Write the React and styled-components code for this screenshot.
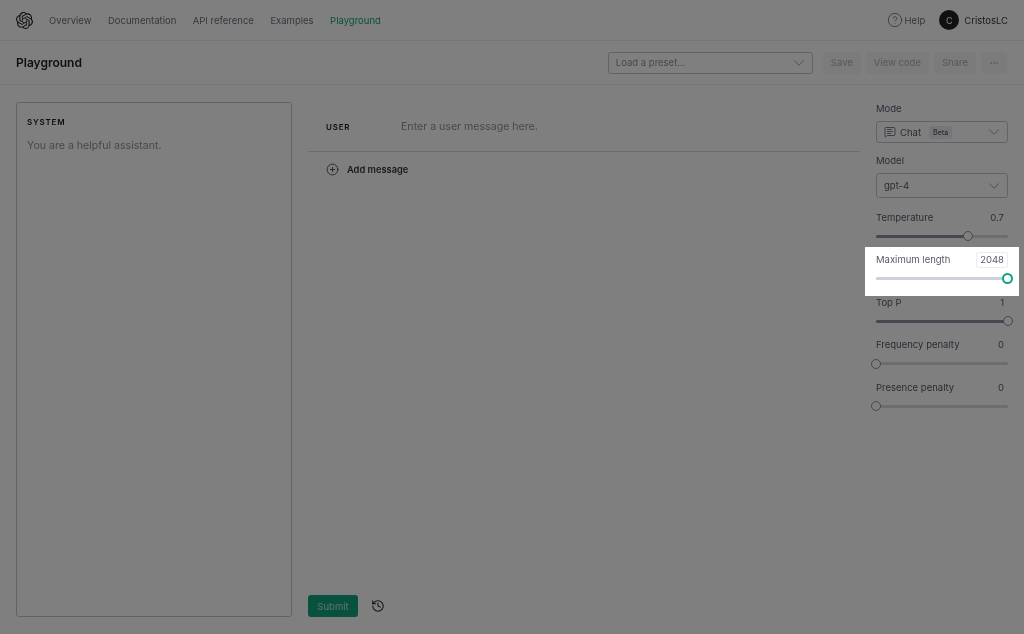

__________________________________________________

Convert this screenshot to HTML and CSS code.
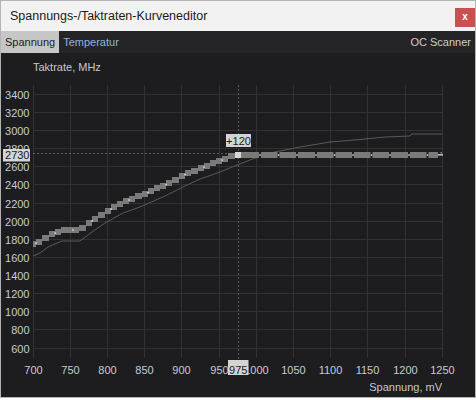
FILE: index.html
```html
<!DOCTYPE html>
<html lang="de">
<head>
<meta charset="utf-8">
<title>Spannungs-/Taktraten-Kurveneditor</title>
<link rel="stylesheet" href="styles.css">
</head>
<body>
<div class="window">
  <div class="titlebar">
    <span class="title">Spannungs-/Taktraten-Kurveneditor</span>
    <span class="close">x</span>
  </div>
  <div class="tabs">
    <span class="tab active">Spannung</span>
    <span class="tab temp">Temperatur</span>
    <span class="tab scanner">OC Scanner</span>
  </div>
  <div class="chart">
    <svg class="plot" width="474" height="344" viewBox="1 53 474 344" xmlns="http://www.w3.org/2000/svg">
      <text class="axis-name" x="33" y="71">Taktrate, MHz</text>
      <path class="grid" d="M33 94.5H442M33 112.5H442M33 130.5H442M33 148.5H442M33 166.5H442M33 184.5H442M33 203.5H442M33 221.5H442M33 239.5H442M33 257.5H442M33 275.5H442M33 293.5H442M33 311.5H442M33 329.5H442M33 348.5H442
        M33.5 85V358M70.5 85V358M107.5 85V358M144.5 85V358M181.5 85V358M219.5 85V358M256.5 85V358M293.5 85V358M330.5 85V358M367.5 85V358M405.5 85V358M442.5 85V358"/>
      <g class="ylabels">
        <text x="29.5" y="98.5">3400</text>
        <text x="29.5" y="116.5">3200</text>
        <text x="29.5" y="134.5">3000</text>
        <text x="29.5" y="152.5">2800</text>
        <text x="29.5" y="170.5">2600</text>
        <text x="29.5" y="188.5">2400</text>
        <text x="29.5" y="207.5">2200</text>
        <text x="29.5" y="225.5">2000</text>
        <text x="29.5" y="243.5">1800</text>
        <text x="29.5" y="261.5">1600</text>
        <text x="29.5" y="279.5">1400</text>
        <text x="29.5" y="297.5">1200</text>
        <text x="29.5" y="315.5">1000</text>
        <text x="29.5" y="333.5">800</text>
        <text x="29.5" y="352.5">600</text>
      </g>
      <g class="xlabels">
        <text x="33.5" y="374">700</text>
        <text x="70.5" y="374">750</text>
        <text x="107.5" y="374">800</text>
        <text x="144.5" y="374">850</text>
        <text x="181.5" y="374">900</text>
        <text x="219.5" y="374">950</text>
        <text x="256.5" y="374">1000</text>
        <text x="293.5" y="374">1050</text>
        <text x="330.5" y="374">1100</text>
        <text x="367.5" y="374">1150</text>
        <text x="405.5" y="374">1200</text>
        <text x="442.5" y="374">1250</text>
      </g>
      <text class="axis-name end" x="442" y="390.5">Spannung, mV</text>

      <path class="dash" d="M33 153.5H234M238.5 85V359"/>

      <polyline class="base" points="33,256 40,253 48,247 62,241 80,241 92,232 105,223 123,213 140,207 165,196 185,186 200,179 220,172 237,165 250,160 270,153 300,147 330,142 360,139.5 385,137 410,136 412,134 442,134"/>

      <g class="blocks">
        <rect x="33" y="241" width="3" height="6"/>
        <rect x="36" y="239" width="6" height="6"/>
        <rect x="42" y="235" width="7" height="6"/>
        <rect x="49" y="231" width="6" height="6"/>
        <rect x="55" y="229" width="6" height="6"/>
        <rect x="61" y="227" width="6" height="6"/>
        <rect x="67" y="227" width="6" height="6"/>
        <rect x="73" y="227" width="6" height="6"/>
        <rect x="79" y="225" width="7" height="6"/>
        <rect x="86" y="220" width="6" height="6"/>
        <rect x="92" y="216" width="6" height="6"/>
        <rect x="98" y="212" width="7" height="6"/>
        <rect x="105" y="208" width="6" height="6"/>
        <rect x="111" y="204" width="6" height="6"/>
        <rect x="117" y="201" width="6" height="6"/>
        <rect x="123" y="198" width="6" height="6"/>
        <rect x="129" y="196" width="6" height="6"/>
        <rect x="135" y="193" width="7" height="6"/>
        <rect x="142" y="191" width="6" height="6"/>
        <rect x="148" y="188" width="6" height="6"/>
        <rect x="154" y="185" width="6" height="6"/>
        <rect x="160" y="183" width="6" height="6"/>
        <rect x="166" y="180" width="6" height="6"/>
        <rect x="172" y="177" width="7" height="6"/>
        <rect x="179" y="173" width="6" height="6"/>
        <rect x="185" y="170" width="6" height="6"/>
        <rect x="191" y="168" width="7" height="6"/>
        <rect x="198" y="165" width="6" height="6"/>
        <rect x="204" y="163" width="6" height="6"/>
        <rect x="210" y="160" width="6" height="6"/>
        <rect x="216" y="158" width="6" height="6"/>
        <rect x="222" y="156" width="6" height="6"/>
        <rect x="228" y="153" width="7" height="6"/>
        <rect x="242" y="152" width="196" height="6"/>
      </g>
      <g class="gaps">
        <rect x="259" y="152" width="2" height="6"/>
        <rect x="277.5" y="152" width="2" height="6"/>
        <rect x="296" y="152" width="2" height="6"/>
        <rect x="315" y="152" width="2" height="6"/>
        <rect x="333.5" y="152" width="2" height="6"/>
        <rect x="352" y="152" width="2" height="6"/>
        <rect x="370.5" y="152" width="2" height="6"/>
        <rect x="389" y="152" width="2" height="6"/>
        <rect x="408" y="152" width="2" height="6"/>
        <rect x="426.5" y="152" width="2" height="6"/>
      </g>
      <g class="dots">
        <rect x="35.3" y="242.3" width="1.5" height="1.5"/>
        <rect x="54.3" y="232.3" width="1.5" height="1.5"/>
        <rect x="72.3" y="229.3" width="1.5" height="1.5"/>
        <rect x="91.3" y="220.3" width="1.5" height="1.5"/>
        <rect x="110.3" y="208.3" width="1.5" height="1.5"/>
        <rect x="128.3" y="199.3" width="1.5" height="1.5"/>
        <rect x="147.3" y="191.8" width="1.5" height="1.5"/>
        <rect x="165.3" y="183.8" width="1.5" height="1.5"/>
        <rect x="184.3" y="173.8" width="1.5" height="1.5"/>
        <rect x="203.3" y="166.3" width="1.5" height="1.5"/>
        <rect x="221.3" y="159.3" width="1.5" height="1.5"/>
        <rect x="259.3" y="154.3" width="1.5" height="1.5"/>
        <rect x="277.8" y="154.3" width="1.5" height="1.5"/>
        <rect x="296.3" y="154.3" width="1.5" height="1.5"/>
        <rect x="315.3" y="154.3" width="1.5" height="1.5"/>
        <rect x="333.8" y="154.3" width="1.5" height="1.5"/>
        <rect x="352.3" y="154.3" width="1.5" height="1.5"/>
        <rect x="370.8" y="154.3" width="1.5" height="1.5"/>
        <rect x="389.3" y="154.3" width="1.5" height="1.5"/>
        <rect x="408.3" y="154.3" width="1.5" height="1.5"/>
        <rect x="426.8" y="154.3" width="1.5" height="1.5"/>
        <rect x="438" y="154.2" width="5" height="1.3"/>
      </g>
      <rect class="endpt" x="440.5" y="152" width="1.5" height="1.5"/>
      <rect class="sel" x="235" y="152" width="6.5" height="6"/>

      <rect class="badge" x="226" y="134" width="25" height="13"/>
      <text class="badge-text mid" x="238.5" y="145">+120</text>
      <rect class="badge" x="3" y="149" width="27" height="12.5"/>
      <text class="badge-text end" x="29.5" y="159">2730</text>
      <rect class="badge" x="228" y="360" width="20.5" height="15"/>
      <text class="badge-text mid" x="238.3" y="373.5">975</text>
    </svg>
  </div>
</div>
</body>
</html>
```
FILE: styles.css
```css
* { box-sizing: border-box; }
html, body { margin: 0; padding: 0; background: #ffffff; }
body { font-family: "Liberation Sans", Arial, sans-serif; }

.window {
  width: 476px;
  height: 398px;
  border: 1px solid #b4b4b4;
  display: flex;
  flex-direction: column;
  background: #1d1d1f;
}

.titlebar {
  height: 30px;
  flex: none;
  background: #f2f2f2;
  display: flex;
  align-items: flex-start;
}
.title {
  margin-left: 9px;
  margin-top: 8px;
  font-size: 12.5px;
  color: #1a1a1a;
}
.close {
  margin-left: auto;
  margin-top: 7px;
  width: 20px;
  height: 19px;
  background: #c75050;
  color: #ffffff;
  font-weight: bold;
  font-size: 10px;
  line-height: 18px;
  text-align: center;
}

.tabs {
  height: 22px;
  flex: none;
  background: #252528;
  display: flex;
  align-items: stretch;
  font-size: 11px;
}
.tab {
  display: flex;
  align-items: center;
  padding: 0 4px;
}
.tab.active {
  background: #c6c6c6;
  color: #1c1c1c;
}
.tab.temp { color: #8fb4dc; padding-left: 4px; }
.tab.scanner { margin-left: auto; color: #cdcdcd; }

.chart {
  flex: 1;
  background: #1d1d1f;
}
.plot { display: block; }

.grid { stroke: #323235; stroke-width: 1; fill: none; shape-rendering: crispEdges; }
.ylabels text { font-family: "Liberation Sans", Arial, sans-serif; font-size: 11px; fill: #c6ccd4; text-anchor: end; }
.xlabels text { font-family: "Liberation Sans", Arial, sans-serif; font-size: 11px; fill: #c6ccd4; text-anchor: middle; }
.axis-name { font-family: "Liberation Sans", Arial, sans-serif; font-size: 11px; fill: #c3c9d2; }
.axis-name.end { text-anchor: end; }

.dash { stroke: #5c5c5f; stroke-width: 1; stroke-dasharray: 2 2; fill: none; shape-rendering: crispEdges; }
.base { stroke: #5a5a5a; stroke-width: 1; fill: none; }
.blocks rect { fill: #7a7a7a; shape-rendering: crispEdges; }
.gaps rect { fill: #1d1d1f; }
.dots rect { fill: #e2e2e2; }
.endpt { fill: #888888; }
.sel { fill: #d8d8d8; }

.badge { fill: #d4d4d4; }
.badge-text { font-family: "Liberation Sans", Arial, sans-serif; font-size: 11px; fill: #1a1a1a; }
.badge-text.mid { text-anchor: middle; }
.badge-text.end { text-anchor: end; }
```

__________________________________________________

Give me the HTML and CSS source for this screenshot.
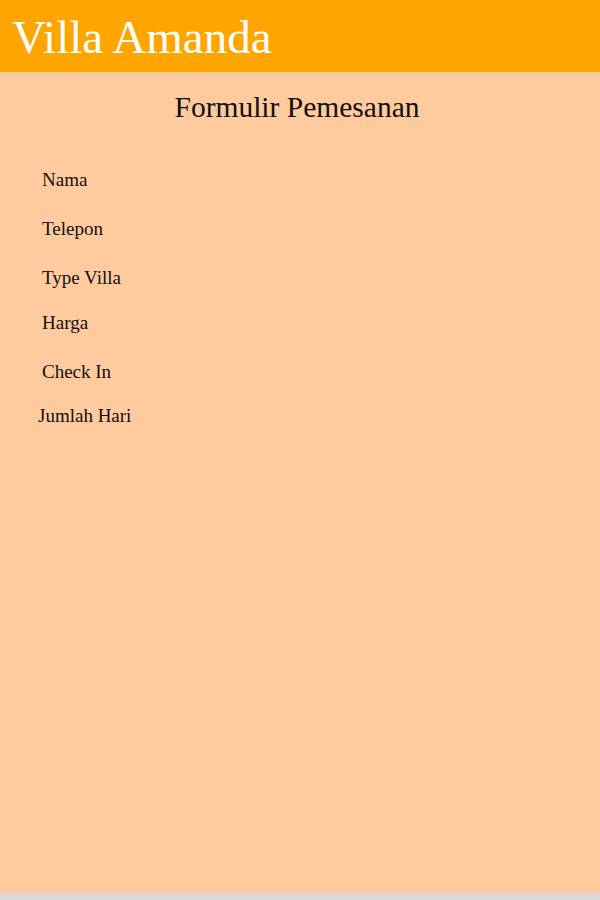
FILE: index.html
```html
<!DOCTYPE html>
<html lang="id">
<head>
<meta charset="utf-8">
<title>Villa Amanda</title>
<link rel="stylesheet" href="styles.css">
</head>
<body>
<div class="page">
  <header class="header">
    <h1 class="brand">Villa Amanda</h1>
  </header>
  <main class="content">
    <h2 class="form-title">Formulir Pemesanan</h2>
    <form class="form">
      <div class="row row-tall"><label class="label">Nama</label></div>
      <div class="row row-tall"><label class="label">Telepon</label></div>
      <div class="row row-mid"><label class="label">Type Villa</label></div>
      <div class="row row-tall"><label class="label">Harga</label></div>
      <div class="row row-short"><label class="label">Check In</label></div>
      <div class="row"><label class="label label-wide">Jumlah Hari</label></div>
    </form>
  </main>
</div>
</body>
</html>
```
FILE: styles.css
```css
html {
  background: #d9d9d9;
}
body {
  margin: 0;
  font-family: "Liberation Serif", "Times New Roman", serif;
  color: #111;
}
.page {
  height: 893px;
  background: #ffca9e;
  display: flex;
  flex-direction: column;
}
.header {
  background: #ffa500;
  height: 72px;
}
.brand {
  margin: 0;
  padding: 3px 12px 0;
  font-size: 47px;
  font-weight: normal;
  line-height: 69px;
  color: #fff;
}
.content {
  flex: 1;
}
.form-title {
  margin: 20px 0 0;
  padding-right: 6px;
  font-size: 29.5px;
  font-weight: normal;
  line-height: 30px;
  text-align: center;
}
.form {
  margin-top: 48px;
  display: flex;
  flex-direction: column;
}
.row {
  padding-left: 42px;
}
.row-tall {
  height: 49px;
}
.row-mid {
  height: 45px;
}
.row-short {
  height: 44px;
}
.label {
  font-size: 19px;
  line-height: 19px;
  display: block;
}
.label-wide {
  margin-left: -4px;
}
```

__________________________________________________

Given instruction
Find every line that holds "this" and copy it.

Finished task
Write the React and styled-components code for this screenshot.
Convert this screenshot to HTML and CSS code.
Give me the HTML and CSS source for this screenshot.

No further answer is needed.